The growing popularity of Islamic banking and finance and its increasing global outreach has led to a considerable undersupply of talent in the sector, both in the Middle East and in Southeast Asia, but also in new regions currently adapting to the alternative finance system such as in Africa and Central Asia.
Estimations are that there is a shortfall of between 8,000 and 10,000 in core Islamic finance fields in Gulf Cooperation Council countries alone, plus more in peripheral sectors such as law and regulatory affairs, financial technology, insurance and others. Altogether, as the industry continues to grow, at least 56,000 people will be needed to serve the Islamic financial sector in the coming years, according to the Finance Accreditation Agency (FAA) of Malaysia.
“Islamic banking assets in six core markets – Qatar, Indonesia, Saudi Arabia, Malaysia, the UAE and Turkey – are estimated to reach a combined asset volume of $1.8tn by 2019,” says Dr Amat Taap Manshor, the FAA’s CEO.
“But the human capital meant to support the industry is still in its infancy, and shortages will be felt most acutely in the capital market sector,” he adds.
Government agencies tasked with the development of Islamic finance in their respective jurisdictions are called upon to focus on skills development and make it one of the priorities of their initiatives. Many have already done so, for example the Bahrain-based Islamic Corp for the Development of the Private Sector, which set up its ICD Islamic Finance Talent Development Program, or several initiatives in Malaysia, including programmes at the Islamic Banking and Finance Institute Malaysia (IBFIM), the International Center for Education in Islamic Finance (INCEIF), the International Shariah Research Academy for Islamic Finance (ISRA) and the Asian Institute of Finance (AIF), a think tank jointly established by the Central Bank of Malaysia and the Securities Commission Malaysia, to enhance human capital development and talent management across the financial services industry in Asia.
Apart from that, the UK, interestingly, has the highest number of Islamic finance education providers with about 70 institutions, including universities, schools and other education providers offering Islamic finance courses and degrees.

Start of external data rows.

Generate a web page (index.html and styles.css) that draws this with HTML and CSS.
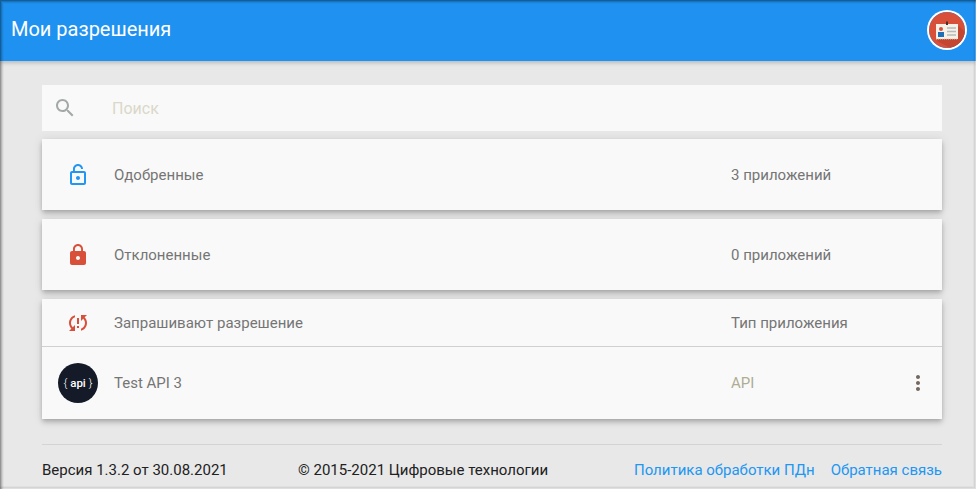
FILE: index.html
```html
<!DOCTYPE html>
<html lang="ru">
<head>
<meta charset="utf-8">
<title>Мои разрешения</title>
<link rel="stylesheet" href="styles.css">
</head>
<body>
<div class="app">
  <header class="topbar">
    <h1 class="title">Мои разрешения</h1>
    <div class="avatar">
      <svg viewBox="0 0 36 36" width="36" height="36">
        <circle cx="18" cy="18" r="18" fill="#d9503a"/>
        <path d="M8 29 L30 14 L36 20 A18 18 0 0 1 21 35.800Z" fill="#c44631"/>
        <rect x="7" y="12" width="22" height="15" fill="#f6f1e7"/>
        <path d="M7 27h22" stroke="#d8c9b5" stroke-width="1" stroke-dasharray="1 1"/>
        <rect x="17" y="9.500" width="2" height="3.500" fill="#4a3028"/>
        <circle cx="12" cy="17" r="2" fill="#d9503a"/>
        <rect x="9" y="20" width="6" height="5" fill="#1e6fb5"/>
        <path d="M18 16h9M18 19.500h9M18 23h9" stroke="#b4b9ba" stroke-width="1.300"/>
      </svg>
    </div>
  </header>
  <main class="content">
    <div class="search">
      <svg class="search-icon" viewBox="0 0 24 24" width="24" height="24">
        <path fill="#a3a9a6" d="M15.500 14h-.79l-.28-.27C15.410 12.590 16 11.110 16 9.500 16 5.910 13.090 3 9.500 3S3 5.910 3 9.500 5.910 16 9.500 16c1.610 0 3.090-.59 4.230-1.570l.27.28v.79l5 4.990L20.490 19l-4.990-5zm-6 0C7.010 14 5 11.990 5 9.500S7.010 5 9.500 5 14 7.010 14 9.500 11.990 14 9.500 14z"/>
      </svg>
      <span class="search-text">Поиск</span>
    </div>
    <section class="card row-tall">
      <div class="cell-icon">
        <svg class="flip" viewBox="0 0 24 24" width="24" height="24">
          <path fill="#2196f3" d="M12 17c1.100 0 2-.9 2-2s-.9-2-2-2-2 .9-2 2 .9 2 2 2zm6-9h-1V6c0-2.760-2.240-5-5-5S7 3.240 7 6h1.900c0-1.710 1.390-3.100 3.100-3.100 1.710 0 3.100 1.390 3.100 3.100v2H6c-1.100 0-2 .9-2 2v10c0 1.100.9 2 2 2h12c1.100 0 2-.9 2-2V10c0-1.100-.9-2-2-2zm0 12H6V10h12v10z"/>
        </svg>
      </div>
      <span class="cell-name">Одобренные</span>
      <span class="cell-info">3 приложений</span>
    </section>
    <section class="card row-tall">
      <div class="cell-icon">
        <svg viewBox="0 0 24 24" width="24" height="24">
          <path fill="#d9503a" d="M18 8h-1V6c0-2.760-2.240-5-5-5S7 3.240 7 6v2H6c-1.100 0-2 .9-2 2v10c0 1.100.9 2 2 2h12c1.100 0 2-.9 2-2V10c0-1.100-.9-2-2-2zm-6 9c-1.100 0-2-.9-2-2s.9-2 2-2 2 .9 2 2-.9 2-2 2zm3.100-9H8.900V6c0-1.710 1.390-3.100 3.100-3.100 1.710 0 3.100 1.390 3.100 3.100v2z"/>
        </svg>
      </div>
      <span class="cell-name">Отклоненные</span>
      <span class="cell-info">0 приложений</span>
    </section>
    <section class="card card-list">
      <div class="list-head">
        <div class="cell-icon">
          <svg viewBox="0 0 24 24" width="24" height="24">
            <path fill="#d9503a" d="M3 12c0 2.210.91 4.200 2.360 5.640L3 20h6v-6l-2.240 2.240C5.680 15.150 5 13.660 5 12c0-2.610 1.670-4.830 4-5.650V4.260C5.550 5.150 3 8.270 3 12zm8 5h2v-2h-2v2zM21 4h-6v6l2.240-2.240C18.320 8.850 19 10.340 19 12c0 2.610-1.670 4.830-4 5.650v2.090c3.450-.89 6-4.010 6-7.740 0-2.210-.91-4.200-2.360-5.640L21 4zm-10 9h2V7h-2v6z"/>
          </svg>
        </div>
        <span class="cell-name">Запрашивают разрешение</span>
        <span class="cell-info">Тип приложения</span>
      </div>
      <div class="list-row">
        <div class="cell-icon">
          <div class="api-logo"><span class="brace">{</span><span class="api-word">api</span><span class="brace">}</span></div>
        </div>
        <span class="cell-name">Test API 3</span>
        <span class="cell-type">API</span>
        <svg class="dots" viewBox="0 0 24 24" width="24" height="24">
          <path fill="#75685e" d="M12 8c1.100 0 2-.9 2-2s-.9-2-2-2-2 .9-2 2 .9 2 2 2zm0 2c-1.100 0-2 .9-2 2s.9 2 2 2 2-.9 2-2-.9-2-2-2zm0 6c-1.100 0-2 .9-2 2s.9 2 2 2 2-.9 2-2-.9-2-2-2z"/>
        </svg>
      </div>
    </section>
    <footer class="footer">
      <span class="version">Версия 1.3.2 от 30.08.2021</span>
      <span class="copy">© 2015-2021 Цифровые технологии</span>
      <span class="links"><a href="#">Политика обработки ПДн</a><a href="#">Обратная связь</a></span>
    </footer>
  </main>
  <div class="frame"></div>
</div>
</body>
</html>
```
FILE: styles.css
```css
* { box-sizing: border-box; }
html, body { margin: 0; height: 100%; }
body {
  width: 976px;
  height: 489px;
  overflow: hidden;
  background: #e8e8e8;
  font-family: Roboto, "Noto Sans", sans-serif;
}
.app {
  height: 489px;
  background: #e8e8e8;
  display: flex;
  flex-direction: column;
  position: relative;
}
.frame {
  position: absolute;
  inset: 0;
  pointer-events: none;
  box-shadow:
    inset 1px 1px 0 rgba(0,0,0,.18),
    inset 2px 2px 0 rgba(0,0,0,.12),
    inset 3px 3px 0 rgba(0,0,0,.07),
    inset 4px 4px 0 rgba(0,0,0,.03),
    inset -1px -1px 0 rgba(255,255,255,.25),
    inset -2px -2px 0 rgba(0,0,0,.05),
    inset -3px -3px 0 rgba(0,0,0,.03);
}
.topbar {
  height: 61px;
  padding: 0 9px 3px 12px;
  background: #1f92f1;
  box-shadow: 0 2px 4px rgba(0,0,0,.2);
  display: flex;
  align-items: center;
  justify-content: space-between;
  position: relative;
}
.title {
  margin: 0 0 0 -1px;
  font-size: 20px;
  font-weight: 400;
  color: #fff;
}
.avatar {
  width: 36px;
  height: 36px;
  border-radius: 50%;
  box-shadow: 0 0 0 2px #fff;
  overflow: hidden;
  margin-right: 2px;
  margin-top: 1px;
  display: flex;
}
.content {
  flex: 1;
  padding: 24px 34px 0 42px;
  display: flex;
  flex-direction: column;
}
.search {
  height: 46px;
  background: #f9f9f9;
  display: flex;
  align-items: center;
  padding-left: 11px;
  margin-bottom: 8px;
}
.search-text {
  margin-left: 35px;
  font-size: 16px;
  color: #d9d8c9;
}
.card {
  background: #f9f9f9;
  box-shadow: 0 2px 4px -1px rgba(0,0,0,.17), 0 4px 5px rgba(0,0,0,.12), 0 1px 10px rgba(0,0,0,.1);
  font-size: 15px;
  color: #757575;
}
.row-tall {
  height: 71px;
  margin-bottom: 9px;
  display: flex;
  align-items: center;
}
.cell-icon {
  width: 72px;
  display: flex;
  justify-content: center;
  flex: none;
}
.flip { transform: scaleX(-1); }
.cell-name { width: 617px; flex: none; }
.cell-info { flex: none; }
.card-list { height: 120px; }
.list-head {
  height: 48px;
  display: flex;
  align-items: center;
  border-bottom: 1px solid #d0d0d0;
}
.list-row {
  height: 72px;
  display: flex;
  align-items: center;
  position: relative;
}
.api-logo {
  width: 40px;
  height: 40px;
  border-radius: 50%;
  background: #141a27;
  color: #fff;
  font-size: 11.500px;
  display: flex;
  align-items: center;
  justify-content: center;
  gap: 3px;
}
.brace { font-weight: 300; }
.api-word { font-weight: 500; }
.cell-type { color: #adad95; }
.dots {
  position: absolute;
  right: 12px;
  top: 24px;
}
.footer {
  margin-top: 25px;
  border-top: 1px solid #d4d4d4;
  padding-top: 16px;
  display: flex;
  font-size: 15px;
  color: #212121;
}
.version { width: 256px; }
.copy { width: 336px; }
.links { flex: 1; display: flex; justify-content: flex-end; gap: 16px; white-space: nowrap; }
.links a { color: #2196f3; text-decoration: none; }
```
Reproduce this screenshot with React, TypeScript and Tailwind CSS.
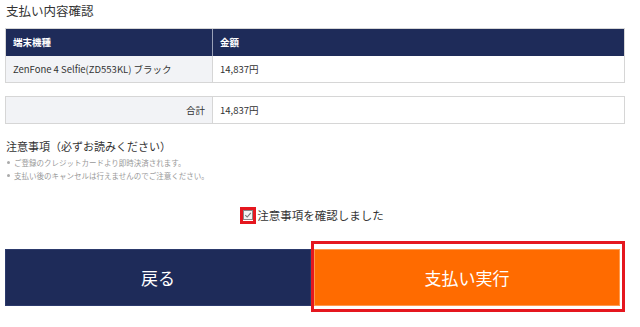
import React from "react";

const font = { fontFamily: '"Noto Sans CJK JP", "Noto Sans", sans-serif' };

function Cell({ children, className = "" }: { children: React.ReactNode; className?: string }) {
  return <div className={`flex items-center px-[7px] ${className}`}>{children}</div>;
}

export default function App() {
  const notes = [
    "ご登録のクレジットカードより即時決済されます。",
    "支払い後のキャンセルは行えませんのでご注意ください。",
  ];

  return (
    <div className="w-[640px] h-[327px] bg-white overflow-hidden text-[#333]" style={font}>
      <div className="pl-[5px] w-[625px]">
        <h1 className="pl-[1px] pt-[2px] h-[28px] text-[12.5px] leading-[18px] font-normal">支払い内容確認</h1>

        {/* 明細 */}
        <div className="border border-[#d6d6d6]">
          <div className="flex h-[27px] bg-[#1e2b59] text-white text-[9.5px] font-bold">
            <Cell className="w-[207px] border-r border-[#9aa1b8]">端末機種</Cell>
            <Cell className="flex-1">金額</Cell>
          </div>
          <div className="flex h-[26px] text-[9.5px]">
            <Cell className="w-[207px] bg-[#f2f3f6] border-r border-[#d6d6d6]">ZenFone 4 Selfie(ZD553KL) ブラック</Cell>
            <Cell className="flex-1">14,837円</Cell>
          </div>
        </div>

        <div className="mt-[13px] flex h-[28px] border border-[#d6d6d6] text-[9.5px]">
          <Cell className="w-[207px] bg-[#f2f3f6] border-r border-[#d6d6d6] justify-end">合計</Cell>
          <Cell className="flex-1">14,837円</Cell>
        </div>

        {/* 注意事項 */}
        <h2 className="mt-[14px] pl-[1px] text-[11px] leading-[16px] font-normal">注意事項（必ずお読みください）</h2>
        <ul className="mt-[2px] text-[7.5px] leading-[13px] text-[#999]">
          {notes.map((n) => (
            <li key={n} className="flex items-center gap-[4px] pl-[2px]">
              <span className="w-[3px] h-[3px] rounded-full bg-[#aaa]" />
              {n}
            </li>
          ))}
        </ul>

        <div className="mt-[23px] flex justify-center items-center h-[20px] pr-[6px]">
          <label className="flex items-center text-[11.5px] leading-[16px]">
            <span className="relative w-[16px] h-[17px] border-[3px] border-[#e5171f] flex items-center justify-center">
              <span className="w-[10px] h-[10px] border border-[#888] bg-[#f4f4f4] flex items-center justify-center">
                <svg width="8" height="8" viewBox="0 0 8 8">
                  <path d="M1.2 4.2 L3.2 6 L6.8 1.8" stroke="#777" strokeWidth="1.1" fill="none" />
                </svg>
              </span>
            </span>
            <span className="ml-[1px]">注意事項を確認しました</span>
          </label>
        </div>

        {/* ボタン */}
        <div className="mt-[16px] flex">
          <div className="mt-[8px] w-[306px] h-[57px] bg-[#1e2b59] border border-[#2c3a6c] text-white text-[17px] flex items-center justify-center">
            戻る
          </div>
          <div className="w-[314px] h-[71px] border-[3px] border-[#e5171f] pt-[5px]">
            <div className="w-[306px] h-[57px] bg-[#ff6b00] border border-[#ff9a4d] text-white text-[17px] flex items-center justify-center">
              支払い実行
            </div>
          </div>
        </div>
      </div>
    </div>
  );
}
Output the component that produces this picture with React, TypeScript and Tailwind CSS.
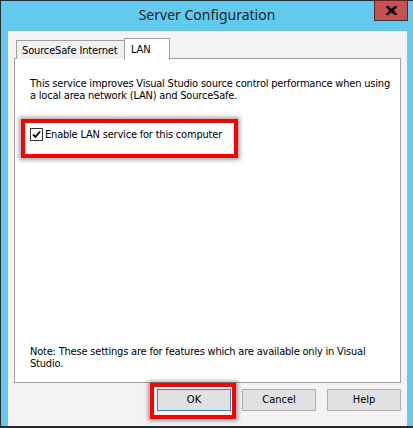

Such programmes normally provide a full range of Islamic finance subjects, including Islamic capital markets, Islamic financial systems, Islamic banking operations, Islamic corporate governance, public finance, accounting and auditing, takaful, Shariah financial law and Islamic economics. However, Manshor notes that Islamic finance education institutions “need to become more directly involved in designing Islamic finance modules because programmes must match specific industry needs.”
A survey conducted by the Malaysia International Financial Center last year showed that the top three competency gaps among those in Islamic finance included Shariah expertise, innovation and product development, as well as technical Islamic finance knowledge. Adding to that, while there is sufficient supply of general Islamic banking training courses, there remains demand for specialty fields such as wealth planning and capital markets across the industry.
As an example what kind of imminent problems a talent shortage can bring for the Islamic finance industry, former Malaysian Institute of Accountants president Mohammad Faiz Azmi points out that it has definitely led to a current lack of high-quality sukuk on Malaysia’s Islamic finance market with too few sophisticated sukuk on the market and Islamic banks and investors left with not enough high-quality instruments to invest. Instead, there are too many poorly designed sukuk with a rating below BBB- on the market into which institutional players do not invest.
“This could pose a great threat to the future growth of the industry, as well as limit the potential advancement in the sukuk market,” Azmi says.
Academics suggest that Islamic finance education institutions should address three core issues to overcome challenges in developing Islamic finance talent. Firstly, there is a need for more quality programmes that meet the requirements of a rapidly changing banking industry prone to disruption by new services and technologies. To that end, input from industry practitioners should be part of the programme design process in order to ensure the improvement of practical skill components. This would also entail a more user-specific approach customised to regional and sector specifics, as well as an increased focus on innovation.
Secondly, Islamic finance education providers should seek the consultation of the industry to determine the relevance of their curricula. Greater industry input is seen as essential, while providers should also make greater efforts to track the eventual impact of their training in the industry.
Thirdly, jurisdictions and core markets should work closer together to create subject-specific and professional accreditation bodies and standards for Islamic finance experts which would greatly increase their employability and enable human resources divisions at Islamic finance institutions to hire skilled personnel more purposefully.